Paine’s Celery Compound went even further, proclaiming itself the “king of medicines” based on the hundreds of letters it had received from people “truly plucked from the grave” by its marvellous curative properties.
Letters from miraculously cured sufferers were a common device used by the patent medicine makers. Not surprisingly, the majority of the testimonials came from large cities in the USA, but by 1897, Dodd’s Kidney Pills among others was quoting local residents. Fred Stokes of Barrie, for example, is cited in the Shelburne Economist as regaining the forty-five pounds he’d lost from diabetes, after a few boxes of Dodd’s. One box of Dodd’s also started J.K. Nesbitt of Stayner on the road to recovery from diabetes and led to his being “perfectly cured,” while D. Roblin, the bandmaster in Allandale achieved the same result with six boxes.
Some producers wrapped their promotions in “health-help” columns, especially in cases of socially embarrassing diseases. Through the late 1890s, the Orangeville Sun regularly carried an item by Scott’s Emulsion (a processed cod liver oil) in which consumers were encouraged to write Drs. Kennedy and Kergan in Detroit for advice on curing “syphilis, stricture, gleet (gonorrhea), pimples, lost manhood and unnatural discharges.” On the same page in much larger type, Scott’s Emulsion promoted itself as “helpful in consumption,” but its use “must be continuous.”
Did Consumers Really Believe?
In an era when otherwise intelligent adults carried chestnuts to ward off arthritis, peeled moss from tree bark during a full moon to apply to warts, and made poultices from fresh cow manure, it’s not a stretch to think they believed that Dr. Williams’ Pink Pills for Pale People might “cure nervousness, rheumatism and all blood troubles.” (In Canada, the Dr. Williams firm was also the maker of Dead Shot Worm Pellets.)
Nor was medical science of much help. At a time when the Erin Advocate was telling its readers that Cook’s Cotton Root Compound was a “uterine tonic that relieved women’s frailties,” many doctors were still using bleeding and blistering therapies on their patients no matter what the illness. And throughout the height of the patent medicine era, psychiatry was immersed in the theory of phrenology, a concept which held that an individual’s behaviour could be assessed and predicted by the contours of the face and skull.

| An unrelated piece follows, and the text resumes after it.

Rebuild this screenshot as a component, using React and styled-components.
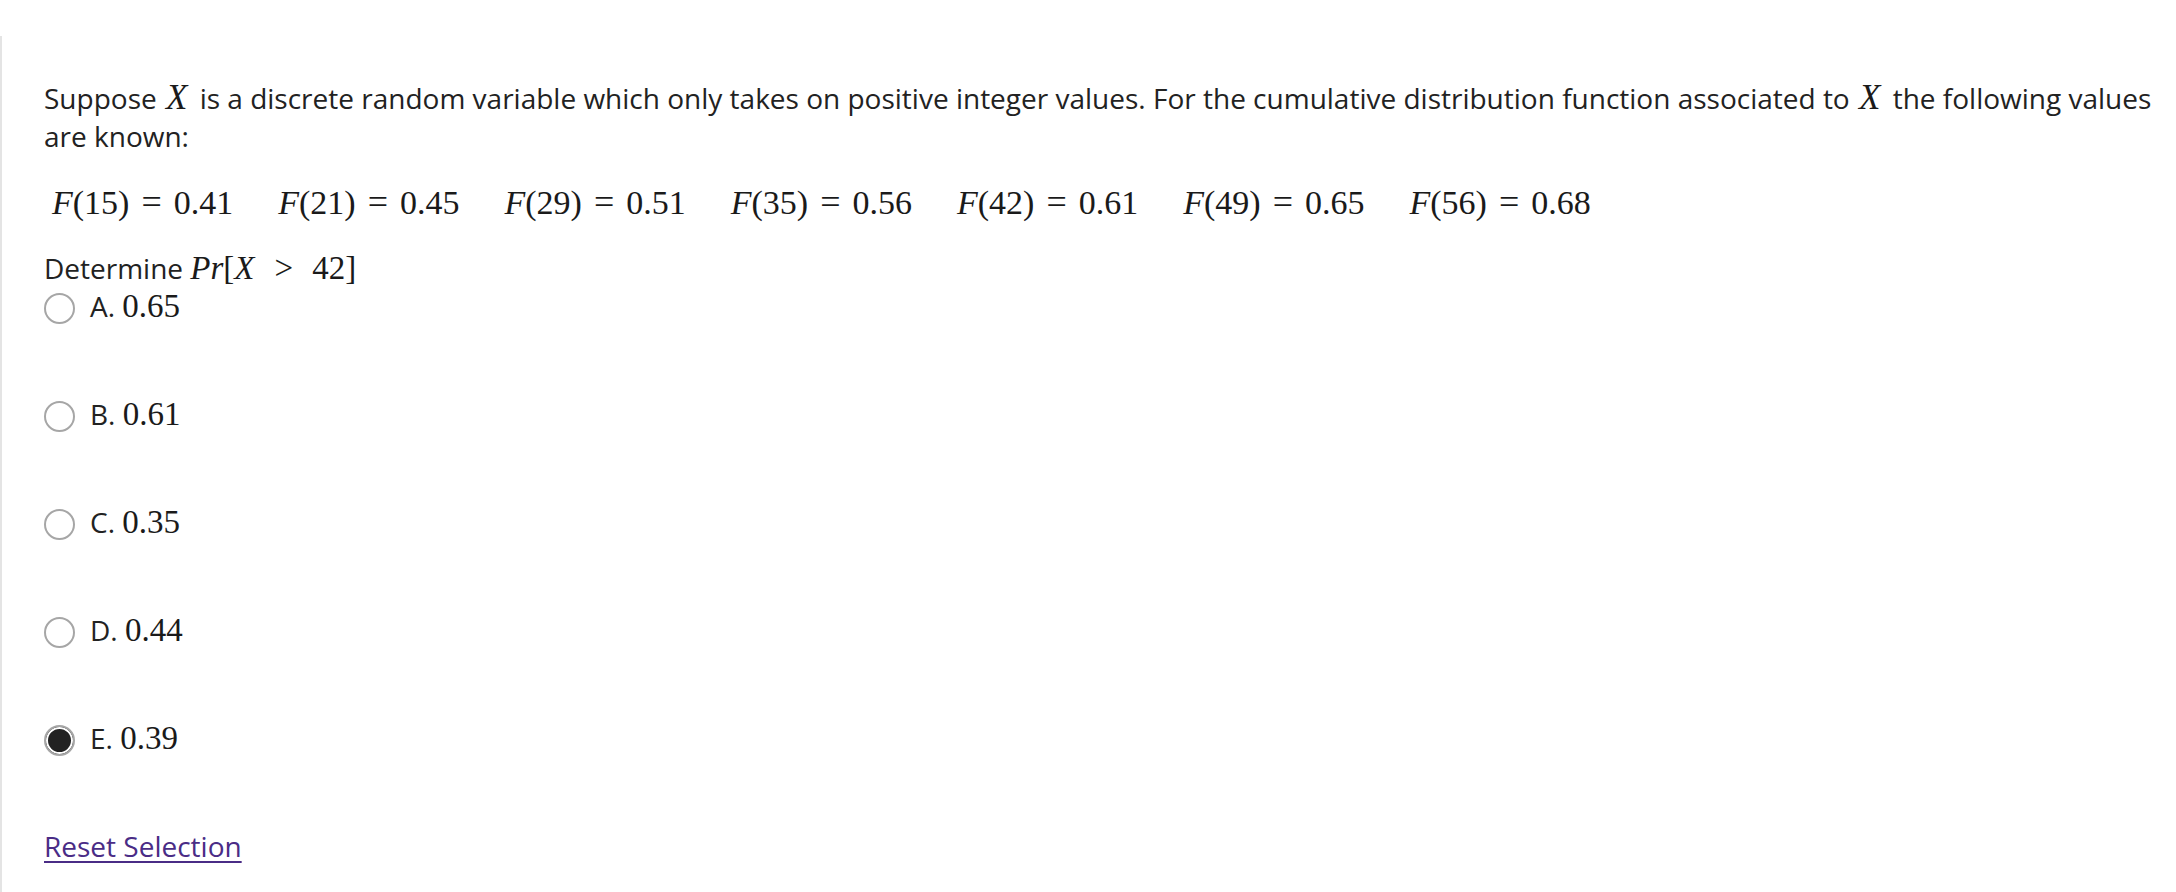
import React, { useState } from 'react';
import styled, { createGlobalStyle } from 'styled-components';

const GlobalStyle = createGlobalStyle`
  html, body {
    margin: 0;
    padding: 0;
    background: #ffffff;
  }
  body {
    font-family: 'Open Sans', 'Noto Sans', sans-serif;
    color: #222222;
  }
`;

const VALUES = [
  { x: 15, p: '0.41' },
  { x: 21, p: '0.45' },
  { x: 29, p: '0.51' },
  { x: 35, p: '0.56' },
  { x: 42, p: '0.61' },
  { x: 49, p: '0.65' },
  { x: 56, p: '0.68' },
];

const CHOICES = [
  { key: 'A', value: '0.65' },
  { key: 'B', value: '0.61' },
  { key: 'C', value: '0.35' },
  { key: 'D', value: '0.44' },
  { key: 'E', value: '0.39' },
];

const App = () => {
  const [selected, setSelected] = useState('E');

  return (
    <>
      <GlobalStyle />
      <QuestionPanel>
        <Prompt>
          Suppose <MathVar>X</MathVar> is a discrete random variable which only takes on positive integer
          values. For the cumulative distribution function associated to <MathVar>X</MathVar> the following
          values are known:
        </Prompt>

        <ValueRow>
          {VALUES.map((item) => (
            <MathItem key={item.x}>
              <Italic>F</Italic>({item.x})<Equals>=</Equals>
              {item.p}
            </MathItem>
          ))}
        </ValueRow>

        <Question>
          Determine{' '}
          <Math>
            <Italic>Pr</Italic>[<Italic>X</Italic>
            <Relation>&gt;</Relation>42]
          </Math>
        </Question>

        <ChoiceList>
          {CHOICES.map((choice) => (
            <ChoiceRow key={choice.key} onClick={() => setSelected(choice.key)}>
              <Radio $checked={selected === choice.key} />
              <ChoiceLabel>
                {choice.key}. <Math>{choice.value}</Math>
              </ChoiceLabel>
            </ChoiceRow>
          ))}
        </ChoiceList>

        <ResetLink href="#" onClick={(e) => { e.preventDefault(); setSelected(null); }}>
          Reset Selection
        </ResetLink>
      </QuestionPanel>
    </>
  );
};

export default App;

const QuestionPanel = styled.div`
  margin-top: 36px;
  border-left: 2px solid #e4e4e4;
  padding: 43px 20px 40px 42px;
  min-height: 780px;
  box-sizing: border-box;
`;

const Prompt = styled.p`
  margin: 0;
  font-size: 28px;
  line-height: 38px;
  max-width: 2116px;
`;

const Math = styled.span`
  font-family: 'Liberation Serif', 'Times New Roman', serif;
  font-size: 33px;
  color: #1a1a1a;
`;

const Italic = styled.i`
  font-style: italic;
`;

const MathVar = styled(Math).attrs({ as: 'i' })`
  display: inline-block;
  font-style: italic;
  font-size: 35px;
  line-height: 38px;
  padding: 0 5px 0 2px;
`;

const ValueRow = styled.div`
  display: flex;
  gap: 45px;
  margin-top: 27px;
  padding-left: 8px;
  font-family: 'Liberation Serif', 'Times New Roman', serif;
  font-size: 34px;
  line-height: 40px;
  color: #1a1a1a;
  white-space: nowrap;
`;

const MathItem = styled.span`
  display: inline-flex;
  align-items: baseline;
`;

const Equals = styled.span`
  margin: 0 12px 0 12px;
  font-size: 36px;
`;

const Relation = styled.span`
  margin: 0 19px 0 20px;
`;

const Question = styled.div`
  margin-top: 26px;
  font-size: 28px;
  line-height: 38px;
`;

const ChoiceList = styled.div`
  display: flex;
  flex-direction: column;
  gap: 70px;
`;

const ChoiceRow = styled.label`
  display: flex;
  align-items: center;
  gap: 15px;
  height: 38px;
  cursor: pointer;
`;

const Radio = styled.span`
  width: 31px;
  height: 31px;
  box-sizing: border-box;
  border-radius: 50%;
  border: 2px solid #a6a6a6;
  background: ${({ $checked }) => ($checked ? '#222222' : '#ffffff')};
  box-shadow: ${({ $checked }) => ($checked ? 'inset 0 0 0 2px #ffffff' : 'none')};
  margin-top: 4px;
  flex-shrink: 0;
`;

const ChoiceLabel = styled.span`
  font-size: 28px;
  line-height: 38px;
`;

const ResetLink = styled.a`
  display: inline-block;
  margin-top: 70px;
  font-size: 28px;
  line-height: 38px;
  color: #4a2c86;
  text-decoration: underline;
  text-decoration-thickness: 2px;
  text-underline-offset: 4px;
`;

In 1900, Lister’s theories of antisepsis were barely forty years old and antibiotics were forty years in the future. Little wonder consumers accepted the possibility that Ayers’ Sarsaparilla might heal “sore eyes, sore ears and scrofulous taint.”
The Era Passes
For the most part, the patent nostrums contained relatively harmless ingredients, and scientists today generally agree that most users who claimed to be cured of cancer, diabetes and tuberculosis were incorrectly self-diagnosed. Also many “patents” were powered up with stimulants like cocaine and grain alcohol. (“Peruna,” a popular tonic during the prohibition era contained 18 per cent alcohol. The original version of Coca Cola, with cocaine, began life as a medicine.) Thus, if nothing else, the user sometimes felt better, if only briefly, an outcome often interpreted as a cure.
In today’s “non-prescription medicines,” as they are called, the stimulants are strongly regulated, and high risk ingredients – such as radioactive uranium added to some “patents” after about 1900 – are long gone.
As for the outrageous claims, they have all but disappeared in the face of improved science and education. Case in point: a 1941 ad for Dodd’s Kidney Pills in the Grand Valley paper urged readers to turn confidently to Dodd’s at the first sign of kidney trouble. The ad noted that the pills were, “for over half a century, the favourite kidney remedy. Easy to take.” Compared to the language of fifty years before, the ad was a model of restraint.